Once Ms. Cora was situated on the gurney, George and I settled our nerves for a bit, and then watched the sunset at Kastro Café – where a good friend of mine fell in love with a man who works there a few years before (so romantic, isn’t it?! eeeeekkk!).  I had the honor of meeting him and he was beaming when I spoke her name in a way that I would always hope someone I cared for thought of me years later.  It was a full day, full of emotion personally and nationally (as drastic austerity measures were voted into place today as well).

 

 
I spent my last day in Fira doing laundry, homework, eating waffles and ice cream, and recovering from the extremes of the day before.  I can officially say I am done with Greece, cross your fingers and toes my flights are running tomorrow and I can actually get the eff out of this country and back to Italia.

Yasas.

War and Waffles, what more can you ask for on vacation?

Nea Kameni

Yesterday I took a boat tour to the youngest volcanic landforms in the eastern Mediterranean, Nea Kameni.  It is an active volcanic center, with rock features that date back about 400+ years, the most recent eruption happened in 1950.  It is a rarity in the world because it is uninhabited, which makes it ideal for studying geological phenomenon. The island group of Santorini, Thira, Thirasia and Aspornisi, are what remains of what is known as the “Blue Volcano”.  The last large eruption occurred in approximately 1700 BC destroying much of the then singular island, which was also the largest, most prosperous port in the Aegean Sea.  Once the debris settled, the valley filled with water, creating the caldera that tourists flock to today.  The mountains and cliffs that the buildings cling to were made from the crater of the volcano.  Nea Kameni is the result of a slow formation of submarine effusions from an underwater volcano that eventually formed the two islets.

The boat left from the “Old Port” of Fira at 2pm and only held approximately 20 people.  I expected a typical ocean tour type vessel complete with cheesy music and crappy booze.  However, after I ran down the 600+ stairs from the city center to the actual port attempting to leap over donkey dung along the way), I was pleasantly surprised to see the vessel was an old sailboat.  I grew up on boats, and it had been quite some time since I rode on a “real” one.  (The boat in Cinque Terre was a tourist trap water taxi, thus does not count).  I quickly climbed aboard and slid into the seat just off to the starboard side of the bow.  (If you don’t know boat lingo, Google it and learn something new today and then you can kick the port side of my stern when you figure it out).

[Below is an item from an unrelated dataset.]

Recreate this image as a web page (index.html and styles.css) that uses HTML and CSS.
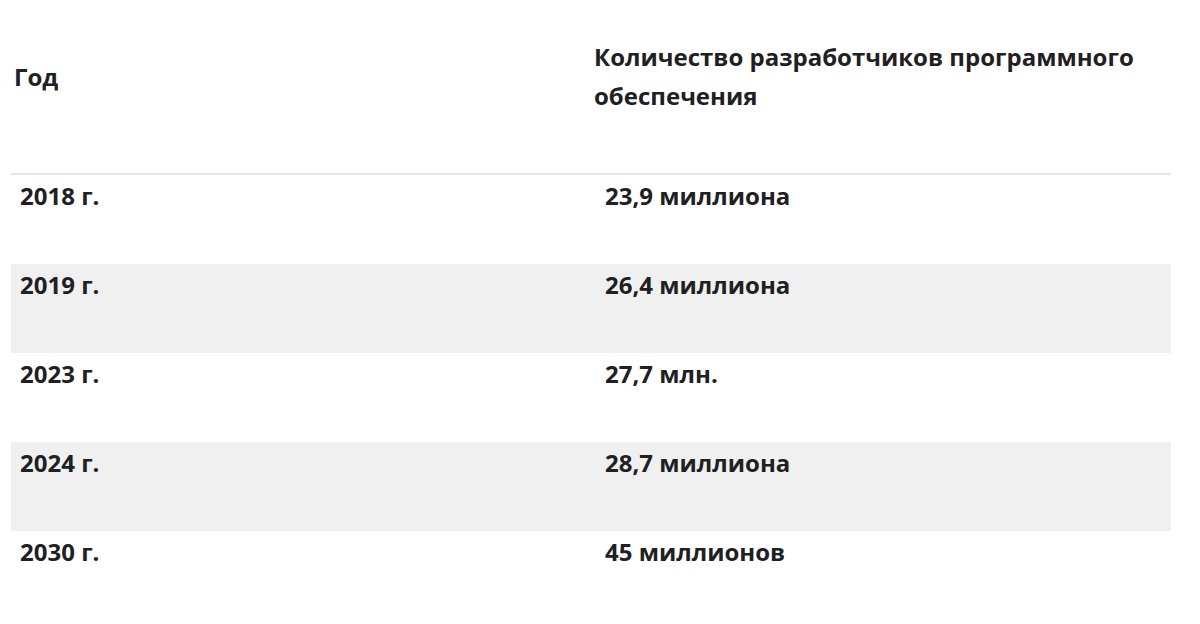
FILE: index.html
```html
<!DOCTYPE html>
<html lang="ru">
<head>
<meta charset="utf-8">
<title>Разработчики</title>
<link rel="stylesheet" href="styles.css">
</head>
<body>
<div class="wrap">
<table class="devs">
  <thead>
    <tr>
      <th class="c1">Год</th>
      <th class="c2">Количество разработчиков программного обеспечения</th>
    </tr>
  </thead>
  <tbody>
    <tr><td class="c1">2018 г.</td><td class="c2">23,9 миллиона</td></tr>
    <tr class="alt"><td class="c1">2019 г.</td><td class="c2">26,4 миллиона</td></tr>
    <tr><td class="c1">2023 г.</td><td class="c2">27,7 млн.</td></tr>
    <tr class="alt"><td class="c1">2024 г.</td><td class="c2">28,7 миллиона</td></tr>
    <tr><td class="c1">2030 г.</td><td class="c2">45 миллионов</td></tr>
  </tbody>
</table>
</div>
</body>
</html>
```
FILE: styles.css
```css
html, body {
  margin: 0;
  padding: 0;
  background: #fff;
}
.wrap {
  padding-left: 11px;
}
.devs {
  width: 1160px;
  border-collapse: collapse;
  font-family: "Open Sans", "Liberation Sans", sans-serif;
  font-weight: 700;
  font-size: 24px;
  line-height: 39px;
  color: #1f2023;
  table-layout: fixed;
}
.devs th {
  text-align: left;
  vertical-align: middle;
  height: 152px;
  padding: 0 3px 21px 3px;
  border-bottom: 2px solid #e6e6e6;
}
.devs th.c1 {
  width: 574px;
}
.devs td {
  vertical-align: top;
  height: 88px;
  padding: 1px 9px 0 9px;
}
.devs td.c2 {
  padding-left: 14px;
}
.devs tr.alt td {
  background: #f0f0f0;
}
```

As we docked in the harbor, I was awe-struck by the simplicity of the exceptional natural beauty of the lunar like terrain.  I knew that I would want some uninterrupted time to enjoy the unique preserve, so I hauled ass off the boat and up the mountain to beat everyone else on the boat to the top.  While it wasn’t a competition, I know that tourists seem to have an issue with keeping their big mouths shut, even when asked to, so I wanted to understand what the guide meant when he said, “Just stand at the top of the volcano, and you will understand everything the island has to tell you.”  He was absolutely correct.  To stand at the top of the crater in silence, while listening to the rumble of life churning in the magma beneath the layers of rock and ocean, there was an ethereal quality in the connection I felt to the Earth that I have long been missing.  To feel the soil and rocks under my feet, the smell of the ocean as the breeze blew under my nose, and sense my heart beat synchronize with the thunder of lava that resembles the angst of rage brought an overwhelming sensation of tranquility.  I was grateful to have those few moments, before the rest of the herd stumbled in, to this connection of acceptance that I am all of those things and I am allowed to be still like the earth, to vacillate with the ocean of change and to erupt with anger and fury, because soon the tides will recede, the anger
will dissipate and my soul will be steady.  But to bury it down deep in the layers of fake smiles and pleasantries creates larger disturbances than just being with what is.  So…..there you go….I cried again…..and then I found some rocks of different colors to place amongst the other obscure gravesites on top of the crater and said prayers for Missy and Jack – and my heart is happy to know that their souls sing every day and that they are part of my soul (just as I carry all of you as part of me too).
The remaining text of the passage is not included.